Making Sense of Data Overload: An Innovative Approach to Progressive Data Analysis

It's really good to see that the datamining work (ProDA) that Cyrus Shahabi of USC is getting more visibility - the use of wavelet compression is a really neat way to deal with large amounts of data and make it easy to see the can see why folks like Chevron were interested in it.

Making Sense of Data Overload: An Innovative Approach to Progressive Data Analysis

When Professor Cyrus Shahabi of the University of Southern California decided to tackle the problem of complex data analysis, he was confronted by the limitations of current software. Realizing what an impediment this was for businesses and the scientific community, he began to explore alternative forms of analysis. When he came across signal processing and wavelet compression, he knew he was onto something, and ProDA was born. Since creating ProDA, NASA’s JPL and Chevron have had major successes using the program to manage their huge datasets. With the help of Microsoft Research’s Smart Client initiative, Shahabi was able to bring ProDA to the next level by making it more compatible with XML, Microsoft Excel, text files, and many more formats. All these changes have made ProDA more accessible and user friendly.
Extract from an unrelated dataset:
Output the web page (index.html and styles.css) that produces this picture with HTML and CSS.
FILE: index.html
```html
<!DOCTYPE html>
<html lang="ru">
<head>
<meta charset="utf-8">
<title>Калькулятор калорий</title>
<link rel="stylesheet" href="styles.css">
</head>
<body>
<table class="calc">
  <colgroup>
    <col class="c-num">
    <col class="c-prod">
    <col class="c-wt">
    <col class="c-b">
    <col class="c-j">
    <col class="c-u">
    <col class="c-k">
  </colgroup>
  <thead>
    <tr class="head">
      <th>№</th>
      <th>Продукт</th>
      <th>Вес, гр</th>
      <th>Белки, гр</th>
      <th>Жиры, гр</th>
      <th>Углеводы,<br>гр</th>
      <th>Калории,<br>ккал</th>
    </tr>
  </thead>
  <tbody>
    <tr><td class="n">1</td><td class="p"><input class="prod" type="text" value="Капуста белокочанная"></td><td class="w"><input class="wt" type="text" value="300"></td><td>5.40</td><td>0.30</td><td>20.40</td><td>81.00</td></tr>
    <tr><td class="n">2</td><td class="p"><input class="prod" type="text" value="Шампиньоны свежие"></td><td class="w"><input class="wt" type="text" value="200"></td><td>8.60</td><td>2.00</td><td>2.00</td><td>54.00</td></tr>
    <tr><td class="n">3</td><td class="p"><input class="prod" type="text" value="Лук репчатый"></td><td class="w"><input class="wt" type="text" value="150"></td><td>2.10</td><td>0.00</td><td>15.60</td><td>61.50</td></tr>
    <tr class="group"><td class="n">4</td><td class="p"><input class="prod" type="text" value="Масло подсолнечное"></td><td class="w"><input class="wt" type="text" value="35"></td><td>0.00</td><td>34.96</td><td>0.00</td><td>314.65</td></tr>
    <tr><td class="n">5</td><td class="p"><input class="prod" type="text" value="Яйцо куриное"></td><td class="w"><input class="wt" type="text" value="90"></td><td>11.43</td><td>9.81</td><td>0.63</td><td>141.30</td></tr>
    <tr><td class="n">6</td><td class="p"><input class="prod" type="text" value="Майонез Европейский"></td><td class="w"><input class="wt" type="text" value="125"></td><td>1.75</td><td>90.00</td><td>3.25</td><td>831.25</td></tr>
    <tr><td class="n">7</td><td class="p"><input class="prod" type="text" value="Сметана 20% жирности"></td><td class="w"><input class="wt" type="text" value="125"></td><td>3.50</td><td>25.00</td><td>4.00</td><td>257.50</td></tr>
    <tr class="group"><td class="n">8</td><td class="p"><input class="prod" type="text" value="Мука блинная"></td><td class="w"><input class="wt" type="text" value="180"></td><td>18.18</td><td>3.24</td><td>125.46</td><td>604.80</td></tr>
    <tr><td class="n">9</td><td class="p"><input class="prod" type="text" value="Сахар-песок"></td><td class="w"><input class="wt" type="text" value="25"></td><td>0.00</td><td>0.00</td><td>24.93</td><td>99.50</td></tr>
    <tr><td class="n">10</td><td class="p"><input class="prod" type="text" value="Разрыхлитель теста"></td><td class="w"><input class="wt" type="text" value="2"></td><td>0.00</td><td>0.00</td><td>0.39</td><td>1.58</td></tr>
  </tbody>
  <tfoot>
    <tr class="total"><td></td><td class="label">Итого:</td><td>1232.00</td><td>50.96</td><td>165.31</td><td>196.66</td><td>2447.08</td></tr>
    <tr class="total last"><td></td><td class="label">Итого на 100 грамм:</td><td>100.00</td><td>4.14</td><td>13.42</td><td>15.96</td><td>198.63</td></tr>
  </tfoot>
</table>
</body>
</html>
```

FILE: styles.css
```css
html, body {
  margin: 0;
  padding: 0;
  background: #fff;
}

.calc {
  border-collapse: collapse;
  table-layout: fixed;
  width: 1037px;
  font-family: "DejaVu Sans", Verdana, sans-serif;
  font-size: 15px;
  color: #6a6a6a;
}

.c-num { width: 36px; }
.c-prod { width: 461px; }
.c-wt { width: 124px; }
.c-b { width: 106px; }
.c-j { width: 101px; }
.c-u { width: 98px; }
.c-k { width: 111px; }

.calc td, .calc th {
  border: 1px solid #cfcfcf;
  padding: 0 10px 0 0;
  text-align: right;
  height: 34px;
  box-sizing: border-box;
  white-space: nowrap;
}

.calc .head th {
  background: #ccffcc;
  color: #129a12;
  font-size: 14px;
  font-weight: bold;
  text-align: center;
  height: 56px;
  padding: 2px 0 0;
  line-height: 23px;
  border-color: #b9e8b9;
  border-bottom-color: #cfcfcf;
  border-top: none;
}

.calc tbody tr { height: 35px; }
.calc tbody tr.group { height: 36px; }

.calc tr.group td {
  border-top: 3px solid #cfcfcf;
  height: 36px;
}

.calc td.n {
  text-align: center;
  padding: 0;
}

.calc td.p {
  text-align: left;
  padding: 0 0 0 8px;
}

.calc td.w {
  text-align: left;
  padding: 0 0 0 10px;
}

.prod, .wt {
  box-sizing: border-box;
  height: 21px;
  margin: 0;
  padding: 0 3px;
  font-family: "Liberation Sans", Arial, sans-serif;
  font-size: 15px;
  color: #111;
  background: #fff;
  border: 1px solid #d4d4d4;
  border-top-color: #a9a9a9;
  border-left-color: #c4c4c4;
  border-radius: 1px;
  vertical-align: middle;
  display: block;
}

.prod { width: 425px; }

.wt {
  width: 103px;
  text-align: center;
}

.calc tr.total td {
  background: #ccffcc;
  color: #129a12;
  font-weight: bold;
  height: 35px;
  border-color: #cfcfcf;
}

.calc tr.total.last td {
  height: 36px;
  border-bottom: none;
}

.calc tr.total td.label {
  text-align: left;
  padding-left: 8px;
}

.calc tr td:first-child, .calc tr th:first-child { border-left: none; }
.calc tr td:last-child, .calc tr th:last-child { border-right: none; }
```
April 2008 article in IEEE Computer - ProDA: An End-to-End Wavelet-Based OLAP System for Massive Datasets by Cyrus Shahabi (USC)
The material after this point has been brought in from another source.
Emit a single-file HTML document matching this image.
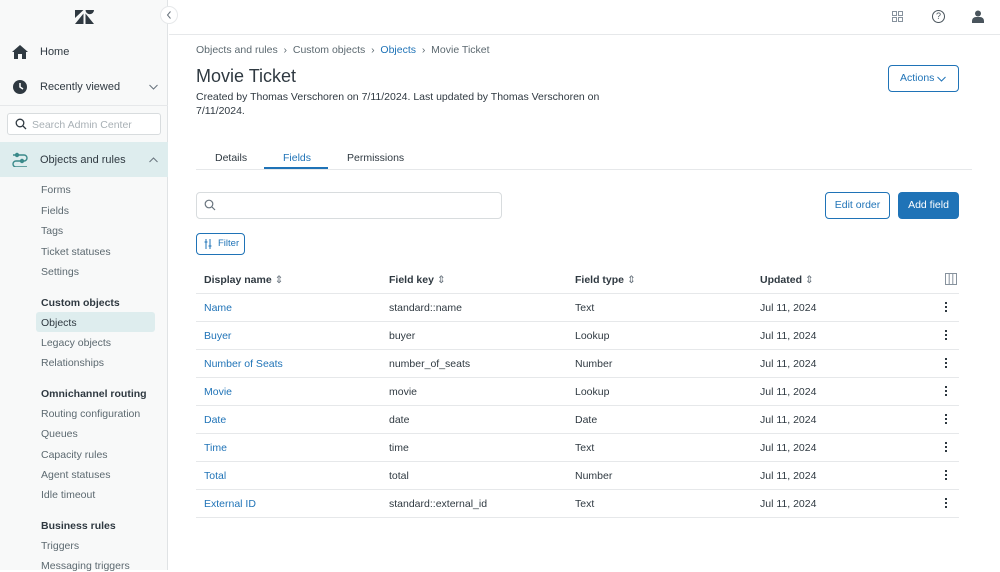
<!DOCTYPE html>
<html><head><style>
*{box-sizing:border-box;margin:0;padding:0}
body{width:1000px;height:570px;overflow:hidden;font-family:"Liberation Sans",sans-serif;color:#2f3941;background:#fff;position:relative;font-size:11px}
.side{position:absolute;left:0;top:0;width:168px;height:570px;background:#f8f9f9;border-right:1px solid #e0e3e5}
.abs{position:absolute}
.nav{position:absolute;left:40px;font-size:11px;color:#2f3941}
.sub{position:absolute;left:41px;font-size:10.5px;color:#5c6970}
.grp{position:absolute;left:41px;font-size:10.5px;font-weight:bold;color:#2f3941}
.top{position:absolute;left:169px;top:0;right:0;height:35px;border-bottom:1px solid #e6e8ea}
.main{position:absolute;left:196px}
.th{position:absolute;top:274px;font-weight:bold;font-size:10.5px}
.row{position:absolute;left:196px;width:763px;height:28px;border-bottom:1px solid #e6e8ea}
.row span{position:absolute;top:8px;font-size:10.5px}
.row .a{left:8px;color:#1f73b7}.row .b{left:193px}.row .c{left:379px}.row .d{left:564px}
.dots{position:absolute;left:749px;top:8px;width:3px}
.dots i{display:block;width:2px;height:2px;background:#2f3941;margin-bottom:2px}
</style></head><body>
<div class="side">
<svg class="abs" style="left:75px;top:10px" width="19" height="14" viewBox="0 0 19 14" fill="#2f3941"><path d="M0 0H8.5L0 8z"/><path d="M8.5 3.5V14H0z"/><path d="M10.5 0a4.25 4.25 0 0 0 8.5 0z"/><path d="M10.5 14V3.5L19 14z"/></svg>
<div class="abs" style="left:160px;top:6px;width:18px;height:18px;border-radius:50%;background:#fff;border:1px solid #e6e8ea"></div>
<svg class="abs" style="left:166px;top:11px" width="6" height="8" viewBox="0 0 6 8"><path d="M4.5 .5L1.5 4l3 3.5" stroke="#68737d" fill="none"/></svg>
<svg class="abs" style="left:12px;top:45px" width="16" height="14" viewBox="0 0 16 14"><path d="M8 0L0 7h2v7h4V9h4v5h4V7h2z" fill="#2f3941"/></svg>
<div class="nav" style="top:46px">Home</div>
<svg class="abs" style="left:13px;top:80px" width="14" height="14" viewBox="0 0 14 14"><circle cx="7" cy="7" r="7" fill="#2f3941"/><path d="M7 3v4l3 2" stroke="#fff" stroke-width="1.5" fill="none"/></svg>
<div class="nav" style="top:81px">Recently viewed</div>
<svg class="abs" style="left:149px;top:84px" width="9" height="6" viewBox="0 0 9 6"><path d="M.5 1l4 4 4-4" stroke="#68737d" fill="none"/></svg>
<div class="abs" style="left:0;top:105px;width:168px;border-top:1px solid #e6e8ea"></div>
<div class="abs" style="left:7px;top:113px;width:154px;height:22px;background:#fff;border:1px solid #d8dcde;border-radius:3px"></div>
<svg class="abs" style="left:15px;top:118px" width="12" height="12" viewBox="0 0 12 12"><circle cx="5" cy="5" r="3.8" stroke="#2f3941" stroke-width="1.3" fill="none"/><path d="M8 8l3 3" stroke="#2f3941" stroke-width="1.3"/></svg>
<div class="abs" style="left:32px;top:119px;font-size:10.5px;color:#a8b0b5">Search Admin Center</div>
<div class="abs" style="left:0;top:142px;width:168px;height:35px;background:#deedee"></div>
<svg class="abs" style="left:12px;top:151px" width="16" height="16" viewBox="0 0 16 16" fill="none" stroke="#3b8a8a" stroke-width="1.4"><path d="M1 4h11a3 3 0 0 1 0 6H4a3 3 0 0 0 0 6h11"/><circle cx="5" cy="4" r="1.5" fill="#3b8a8a"/><circle cx="10" cy="10" r="1.5" fill="#3b8a8a"/></svg>
<div class="nav" style="top:154px">Objects and rules</div>
<svg class="abs" style="left:149px;top:157px" width="9" height="6" viewBox="0 0 9 6"><path d="M.5 5l4-4 4 4" stroke="#68737d" fill="none"/></svg>
<div class="sub" style="top:184px">Forms</div>
<div class="sub" style="top:205px">Fields</div>
<div class="sub" style="top:225px">Tags</div>
<div class="sub" style="top:246px">Ticket statuses</div>
<div class="sub" style="top:266px">Settings</div>
<div class="grp" style="top:297px">Custom objects</div>
<div class="abs" style="left:36px;top:312px;width:119px;height:20px;background:#deedee;border-radius:3px"></div>
<div class="sub" style="top:317px;color:#2f3941">Objects</div>
<div class="sub" style="top:337px">Legacy objects</div>
<div class="sub" style="top:357px">Relationships</div>
<div class="grp" style="top:388px">Omnichannel routing</div>
<div class="sub" style="top:408px">Routing configuration</div>
<div class="sub" style="top:428px">Queues</div>
<div class="sub" style="top:449px">Capacity rules</div>
<div class="sub" style="top:469px">Agent statuses</div>
<div class="sub" style="top:489px">Idle timeout</div>
<div class="grp" style="top:520px">Business rules</div>
<div class="sub" style="top:540px">Triggers</div>
<div class="sub" style="top:560px">Messaging triggers</div>
</div>
<div class="top"></div>
<svg class="abs" style="left:892px;top:11px" width="11" height="11" viewBox="0 0 11 11" fill="none" stroke="#87929d"><rect x=".5" y=".5" width="4" height="4"/><rect x="6.5" y=".5" width="4" height="4"/><rect x=".5" y="6.5" width="4" height="4"/><rect x="6.5" y="6.5" width="4" height="4"/></svg>
<div class="abs" style="left:932px;top:10px;width:13px;height:13px;border:1px solid #49545c;border-radius:50%;font-size:9px;text-align:center;line-height:11px;color:#49545c">?</div>
<svg class="abs" style="left:972px;top:10px" width="12" height="13" viewBox="0 0 12 13"><circle cx="6" cy="3.5" r="3" fill="#49545c"/><path d="M0 13v-2a4 4 0 0 1 4-4h4a4 4 0 0 1 4 4v2z" fill="#49545c"/></svg>
<div class="main" style="top:44px;font-size:10.5px;color:#5c6970">Objects and rules &nbsp;›&nbsp; Custom objects &nbsp;›&nbsp; <span style="color:#1f73b7">Objects</span> &nbsp;›&nbsp; Movie Ticket</div>
<div class="main" style="top:66px;font-size:18px">Movie Ticket</div>
<div class="main" style="top:90px;font-size:10.5px;line-height:14px;white-space:nowrap">Created by Thomas Verschoren on 7/11/2024. Last updated by Thomas Verschoren on<br>7/11/2024.</div>
<div class="abs" style="left:888px;top:65px;width:71px;height:27px;border:1px solid #1f73b7;border-radius:4px;color:#1f73b7;font-size:10.5px;line-height:25px;padding-left:11px">Actions</div>
<svg class="abs" style="left:937px;top:76px" width="9" height="6" viewBox="0 0 9 6"><path d="M.5 1l4 4 4-4" stroke="#1f73b7" fill="none"/></svg>
<div class="abs" style="left:196px;top:169px;width:776px;border-top:1px solid #e6e8ea"></div>
<div class="abs" style="left:215px;top:152px;font-size:10.5px;color:#2f3941">Details</div>
<div class="abs" style="left:283px;top:152px;font-size:10.5px;color:#1f73b7">Fields</div>
<div class="abs" style="left:264px;top:167px;width:64px;height:2px;background:#1f73b7"></div>
<div class="abs" style="left:347px;top:152px;font-size:10.5px;color:#2f3941">Permissions</div>
<div class="abs" style="left:196px;top:192px;width:306px;height:27px;border:1px solid #d8dcde;border-radius:4px"></div>
<svg class="abs" style="left:204px;top:199px" width="12" height="12" viewBox="0 0 12 12"><circle cx="5" cy="5" r="3.8" stroke="#68737d" stroke-width="1.2" fill="none"/><path d="M8 8l3 3" stroke="#68737d" stroke-width="1.2"/></svg>
<div class="abs" style="left:825px;top:192px;width:65px;height:27px;border:1px solid #1f73b7;border-radius:4px;color:#1f73b7;font-size:10.5px;line-height:25px;text-align:center">Edit order</div>
<div class="abs" style="left:898px;top:192px;width:61px;height:27px;background:#1f73b7;border-radius:4px;color:#fff;font-size:10.5px;line-height:27px;text-align:center">Add field</div>
<div class="abs" style="left:196px;top:233px;width:49px;height:22px;border:1px solid #1f73b7;border-radius:4px;color:#1f73b7;font-size:9.5px;line-height:20px;padding-left:21px">Filter</div>
<svg class="abs" style="left:204px;top:239px" width="8" height="10" viewBox="0 0 8 10" stroke="#1f73b7" fill="none"><path d="M2 0v10M6 0v10"/><path d="M0.5 3h3M4.5 7h3"/></svg>
<div class="th" style="left:204px">Display name <span style="font-weight:normal;color:#68737d">⇕</span></div>
<div class="th" style="left:389px">Field key <span style="font-weight:normal;color:#68737d">⇕</span></div>
<div class="th" style="left:575px">Field type <span style="font-weight:normal;color:#68737d">⇕</span></div>
<div class="th" style="left:760px">Updated <span style="font-weight:normal;color:#68737d">⇕</span></div>
<svg class="abs" style="left:945px;top:273px" width="12" height="12" viewBox="0 0 12 12" fill="none" stroke="#87929d"><rect x=".5" y=".5" width="11" height="11"/><path d="M4.2 0v12M7.8 0v12"/></svg>
<div class="abs" style="left:196px;top:293px;width:763px;border-top:1px solid #e6e8ea"></div>
<div class="row" style="top:294px"><span class="a">Name</span><span class="b">standard::name</span><span class="c">Text</span><span class="d">Jul 11, 2024</span><div class="dots"><i></i><i></i><i></i></div></div>
<div class="row" style="top:322px"><span class="a">Buyer</span><span class="b">buyer</span><span class="c">Lookup</span><span class="d">Jul 11, 2024</span><div class="dots"><i></i><i></i><i></i></div></div>
<div class="row" style="top:350px"><span class="a">Number of Seats</span><span class="b">number_of_seats</span><span class="c">Number</span><span class="d">Jul 11, 2024</span><div class="dots"><i></i><i></i><i></i></div></div>
<div class="row" style="top:378px"><span class="a">Movie</span><span class="b">movie</span><span class="c">Lookup</span><span class="d">Jul 11, 2024</span><div class="dots"><i></i><i></i><i></i></div></div>
<div class="row" style="top:406px"><span class="a">Date</span><span class="b">date</span><span class="c">Date</span><span class="d">Jul 11, 2024</span><div class="dots"><i></i><i></i><i></i></div></div>
<div class="row" style="top:434px"><span class="a">Time</span><span class="b">time</span><span class="c">Text</span><span class="d">Jul 11, 2024</span><div class="dots"><i></i><i></i><i></i></div></div>
<div class="row" style="top:462px"><span class="a">Total</span><span class="b">total</span><span class="c">Number</span><span class="d">Jul 11, 2024</span><div class="dots"><i></i><i></i><i></i></div></div>
<div class="row" style="top:490px"><span class="a">External ID</span><span class="b">standard::external_id</span><span class="c">Text</span><span class="d">Jul 11, 2024</span><div class="dots"><i></i><i></i><i></i></div></div>
</body></html>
ProDA employs wavelets to support exact, approximate, and progressive OLAP queries on large multidimensional datasets, while keeping update costs relatively low. ProDA not only supports online execution of ad hoc analytical queries on massive datasets, but also extends the set of supported analytical queries to include the entire family of polynomial aggregate queries as well as the new class of plot queries.